This past week I saw a woman in her mid 40s for an audiometric evaluation. She was complaining that after a recent trip she felt as if she had lost some of her hearing. When I checked her ears, I was shocked to see what appeared to be … drippings from a candle?
I asked the patient what happened and she told me that while on vacation in Florida she and her family went to a street fair. One of the booths was promoting ear candling as treatment for a variety of conditions, including ear wax buildup, hearing loss, sinus infections, colds and soar throats. The woman paid $45 to have someone stick a lit candle in her ear to help her ailments.
Having a lit candle in your ear sounds pretty dangerous, right? The Food and Drug Administration (FDA) and its Canadian counterpart, Health Canada, think so too and are warning the manufacturers of these devices, issuing injunctions and seizing shipments.
These “candles” – hollow cones that are about 10 inches long and made from a fabric tube soaked in beeswax, paraffin, or a mixture of the two – are being marketed as treatments for numerous health conditions.
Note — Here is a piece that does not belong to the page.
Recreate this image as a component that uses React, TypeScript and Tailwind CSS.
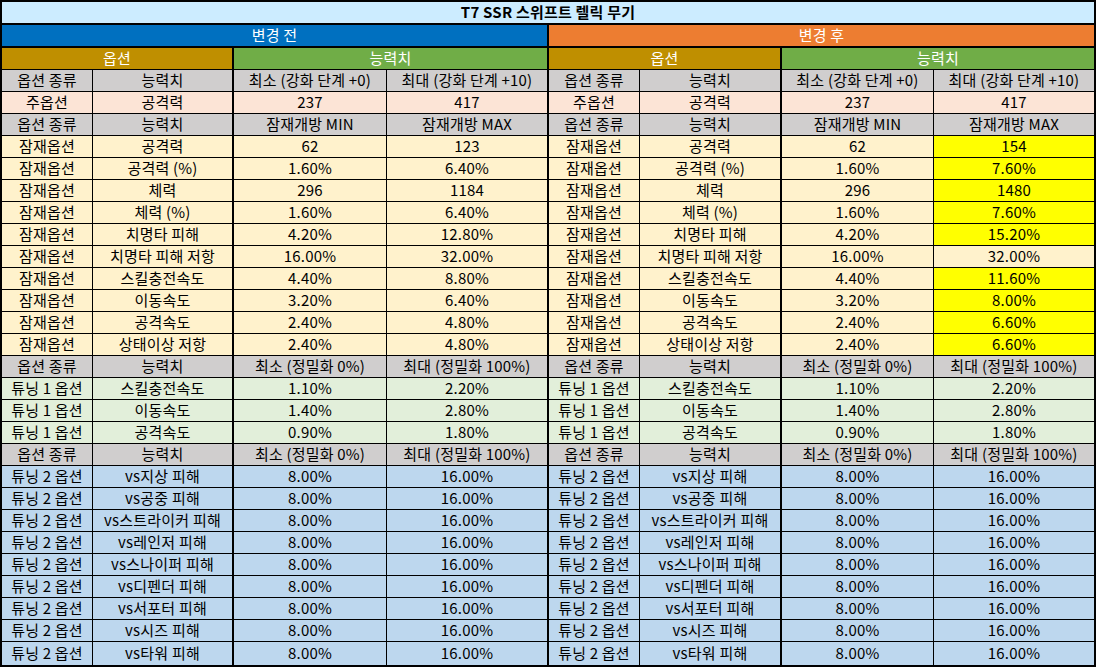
type Cell = { text: string; span?: number; bg?: string; bold?: boolean };

// right border per column (1-based index of the cell's last column)
const rightBorder: Record<number, string> = {
  1: "border-r",
  2: "border-r-2",
  3: "border-r",
  4: "border-r-2",
  5: "border-r",
  6: "border-r-2",
  7: "border-r",
  8: "",
};

const spanClass: Record<number, string> = {
  1: "col-span-1",
  2: "col-span-2",
  4: "col-span-4",
  8: "col-span-8",
};

const GRAY = "bg-[#d0cece]";
const PEACH = "bg-[#fce4d6]";
const CREAM = "bg-[#fff2cc]";
const YELLOW = "bg-[#ffff00]";
const MINT = "bg-[#e2efda]";
const SKY = "bg-[#bdd7ee]";

function Row({ cells, h = "h-[22px]", bottom = "border-b" }: { cells: Cell[]; h?: string; bottom?: string }) {
  let col = 0;
  return (
    <div className={`grid grid-cols-[91px_141px_153px_162px_91px_142px_152px_160px] ${h}`}>
      {cells.map((c, i) => {
        const span = c.span ?? 1;
        col += span;
        return (
          <div
            key={i}
            className={`flex items-center justify-center overflow-hidden whitespace-nowrap border-black ${spanClass[span]} ${rightBorder[col]} ${bottom} ${c.bg ?? ""} ${c.bold ? "font-bold" : ""}`}
          >
            {c.text}
          </div>
        );
      })}
    </div>
  );
}

const potential: [string, string, string, string, boolean][] = [
  ["공격력", "62", "123", "154", true],
  ["공격력 (%)", "1.60%", "6.40%", "7.60%", true],
  ["체력", "296", "1184", "1480", true],
  ["체력 (%)", "1.60%", "6.40%", "7.60%", true],
  ["치명타 피해", "4.20%", "12.80%", "15.20%", true],
  ["치명타 피해 저항", "16.00%", "32.00%", "32.00%", false],
  ["스킬충전속도", "4.40%", "8.80%", "11.60%", true],
  ["이동속도", "3.20%", "6.40%", "8.00%", true],
  ["공격속도", "2.40%", "4.80%", "6.60%", true],
  ["상태이상 저항", "2.40%", "4.80%", "6.60%", true],
];

const tuning1: [string, string, string][] = [
  ["스킬충전속도", "1.10%", "2.20%"],
  ["이동속도", "1.40%", "2.80%"],
  ["공격속도", "0.90%", "1.80%"],
];

const tuning2 = ["vs지상 피해", "vs공중 피해", "vs스트라이커 피해", "vs레인저 피해", "vs스나이퍼 피해", "vs디펜더 피해", "vs서포터 피해", "vs시즈 피해", "vs타워 피해"];

function both(a: string, b: string, c: string, d: string, bg: string, dRight?: string, rightBg?: string): Cell[] {
  return [
    { text: a, bg },
    { text: b, bg },
    { text: c, bg },
    { text: d, bg },
    { text: a, bg },
    { text: b, bg },
    { text: c, bg },
    { text: dRight ?? d, bg: rightBg ?? bg },
  ];
}

export default function App() {
  const header = (c: string, d: string) => both("옵션 종류", "능력치", c, d, GRAY);
  return (
    <div className="w-[1096px] h-[667px] overflow-hidden bg-white">
      <div
        className="w-[1096px] border-2 border-black text-[15px] tracking-[0.2px] text-black"
        style={{ fontFamily: '"Noto Sans CJK KR", "Noto Sans", sans-serif' }}
      >
        <Row h="h-[23px]" bottom="border-b-2" cells={[{ text: "T7 SSR 스위프트 렐릭 무기", span: 8, bg: "bg-[#ccecff]", bold: true }]} />
        <div className="text-white">
          <Row
            h="h-[23px]"
            bottom="border-b-2"
            cells={[
              { text: "변경 전", span: 4, bg: "bg-[#0070c0]" },
              { text: "변경 후", span: 4, bg: "bg-[#ed7d31]" },
            ]}
          />
          <Row
            cells={[
              { text: "옵션", span: 2, bg: "bg-[#bf8f00]" },
              { text: "능력치", span: 2, bg: "bg-[#70ad47]" },
              { text: "옵션", span: 2, bg: "bg-[#bf8f00]" },
              { text: "능력치", span: 2, bg: "bg-[#70ad47]" },
            ]}
          />
        </div>
        <Row cells={header("최소 (강화 단계 +0)", "최대 (강화 단계 +10)")} />
        <Row cells={both("주옵션", "공격력", "237", "417", PEACH)} />
        <Row cells={header("잠재개방 MIN", "잠재개방 MAX")} />
        {potential.map(([name, min, maxL, maxR, hi]) => (
          <Row key={name} cells={both("잠재옵션", name, min, maxL, CREAM, maxR, hi ? YELLOW : CREAM)} />
        ))}
        <Row cells={header("최소 (정밀화 0%)", "최대 (정밀화 100%)")} />
        {tuning1.map(([name, min, max]) => (
          <Row key={name} cells={both("튜닝 1 옵션", name, min, max, MINT)} />
        ))}
        <Row cells={header("최소 (정밀화 0%)", "최대 (정밀화 100%)")} />
        {tuning2.map((name, i) => (
          <Row
            key={name}
            h={i === tuning2.length - 1 ? "h-[23px]" : "h-[22px]"}
            bottom={i === tuning2.length - 1 ? "" : "border-b"}
            cells={both("튜닝 2 옵션", name, "8.00%", "16.00%", SKY)}
          />
        ))}
      </div>
    </div>
  );
}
Marketers of ear candles claim that the warmth created by the lit device produces suction that draws wax and other impurities out of the ear canal.
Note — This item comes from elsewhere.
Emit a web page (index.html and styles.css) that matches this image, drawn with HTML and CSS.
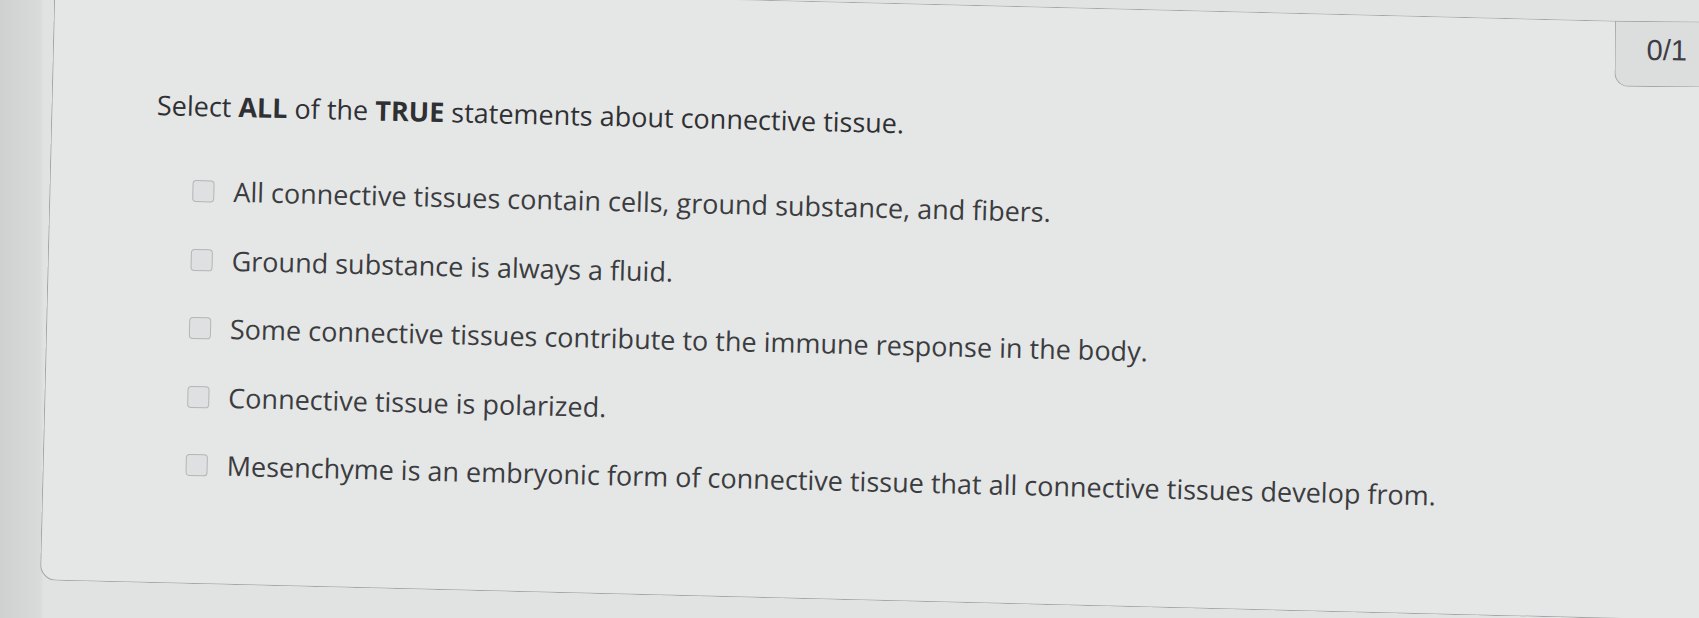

The FDA believes there is “no valid scientific evidence for any medical benefit” from their use, said Dr. Eric Mann of the agency’s Division of Ophthalmic, Neurological, and Ear, Nose and Throat Devices. He adds that some manufacturers claim their products are appropriate for use on small children.
- Starting a fire
- Burns to the face, ear canal, eardrum and middle ear
- Injury to the ear from dripping wax
- Ears plugged by candle wax
- Puncture to the eardrum
- Delay in seeking needed medical care for underlying conditions such as sinus and ear infections, hearing loss, cancer, and temporomandibular joing (TMJ) disorders. (TMJ disorders often cause headache and painful sensations in the area of the ear, jaw and face).
Ear candling is not a safe or effective way to remove ear wax and debris. In fact, wax is actually beneficial to our ears and body. It protects the ear and is anti-bacterial and anti-fungal. If you do experience excessive wax you should talk to your doctor about safe wax removal options. Typically these methods will include a visit to an Ear, Nose and Throat doctor or to an audiologist such as at The Hearing Professionals.